= Carola Hansson =

Swedish novelist, dramatist and translator

Carola Hansson-Boëthius (born 7 September 1942) is a Swedish novelist, dramatist and translator.

==Biography==
Born in Stockholm, Carola Hansson studied Russian and history of art and literature at Uppsala University. Together with Karin Lindén, she authored her first work in 1980, Samtal med kvinnor i Moskva, translated into English as Moscow Women: Thirteen Interviews, published in 1983.

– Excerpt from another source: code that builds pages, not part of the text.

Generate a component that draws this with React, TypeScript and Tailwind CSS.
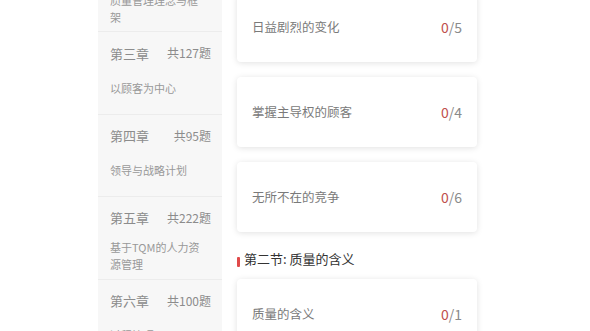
const chapters = [
  { name: '第二章', count: 86, title: '质量管理理念与框架' },
  { name: '第三章', count: 127, title: '以顾客为中心' },
  { name: '第四章', count: 95, title: '领导与战略计划' },
  { name: '第五章', count: 222, title: '基于TQM的人力资源管理' },
  { name: '第六章', count: 100, title: '过程管理' },
];

function ChapterItem({ c }: { c: (typeof chapters)[number] }) {
  return (
    <div className="h-[82.4px] flex flex-col border-b border-[#ececec] pl-[12px] pr-[11px]">
      <div className="h-[42px] shrink-0 flex items-center justify-between">
        <span className="text-[13px] text-[#8c8c8c]">{c.name}</span>
        <span className="text-[12px] text-[#8c8c8c]">共{c.count}题</span>
      </div>
      <div className="flex-1 flex items-center pb-[12px] pr-[5px]">
        <span className="text-[11px] leading-[17px] text-[#999]">{c.title}</span>
      </div>
    </div>
  );
}

function TopicCard({ title, total }: { title: string; total: number }) {
  return (
    <div className="h-[70px] rounded-[4px] bg-white shadow-[0_1px_6px_rgba(0,0,0,0.12)] flex items-center justify-between pl-[15px] pr-[15px]">
      <span className="text-[12.5px] text-[#7a7a7a]">{title}</span>
      <span className="text-[14px] text-[#8a8a8a]">
        <span className="text-[#c0504d]">0</span>/{total}
      </span>
    </div>
  );
}

export default function App() {
  return (
    <div
      className="w-[590px] h-[331px] overflow-hidden bg-white flex"
      style={{ fontFamily: '"Noto Sans CJK SC", "Noto Sans", sans-serif' }}
    >
      <div className="w-[98px] shrink-0" />
      <div className="w-[124px] shrink-0 bg-[#f7f7f7] h-full">
        <div className="-mt-[50px]">
          {chapters.map((c) => (
            <ChapterItem key={c.name} c={c} />
          ))}
        </div>
      </div>
      <div className="w-[240px] shrink-0 ml-[15px]">
        <div className="-mt-[8px] flex flex-col gap-[15px]">
          <TopicCard title="日益剧烈的变化" total={5} />
          <TopicCard title="掌握主导权的顾客" total={4} />
          <TopicCard title="无所不在的竞争" total={6} />
        </div>
        <div className="pt-[17px] pb-[10px] flex items-center">
          <div className="w-[3px] h-[10px] bg-[#e04a4a] rounded-[1px] mt-[6px]" />
          <span className="ml-[4px] text-[13px] leading-[20px] text-[#333]">第二节: 质量的含义</span>
        </div>
        <TopicCard title="质量的含义" total={1} />
      </div>
    </div>
  );
}
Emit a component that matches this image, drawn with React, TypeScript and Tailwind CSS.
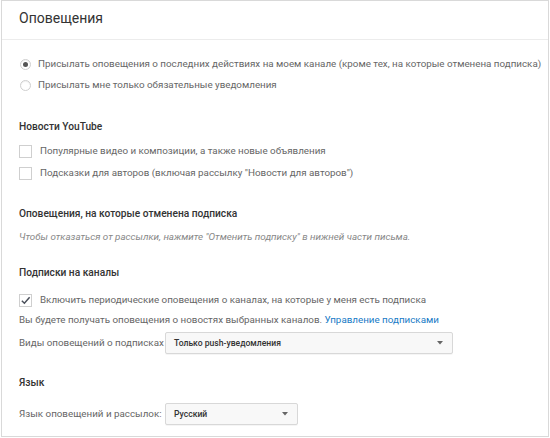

Hansson's first novel, Det drömda barnet (The Dream Child) was published in 1983, presenting the feelings of fear and longing she experienced in childhood and which typify her later works, especially Pojken från Jerusalem (1986), De två trädgårdarna (1989) and Resan till det blå huset (1991). She became widely recognized in 1994 with Andrej, a novel about the Tolstoy family, which was well received by the critics. Her most recent work, Med ett namn som mitt (With a Name like Mine, 2009), follows on from Andrej in an episode based on a meeting between the author and someone who claims to have known Tolstoy's son, Ilya Tolstoy.

==Bibliography==
- Samtal med kvinnor i Moskva 1980 (non-fiction, authored together with Karin Lidén)
- Kvinnan och Ryssland 1981 (non-fiction with Karin Lidén)
- Det drömda barnet, novel, 1983
- Stilleben i vitt, novel, 1985
- Pojken från Jerusalem, novel, 1987
- De två trädgårdarna, novel, 1989
- Resan till det blå huset, novel, 1991
- Steinhof, novel, 1997,
- Den älskvärde, novel. 2000
- Mästarens dröm, novel, 2005
- Leo Tolstoy's family trilogy:
  - Andrej, novel, 1994
  - Med ett namn som mitt, 2009
  - Masja, 2015

==Awards==
Hansson has received several awards including the Swedish Radio Novel Prize in 1995 and the Dobloug Prize in 2006.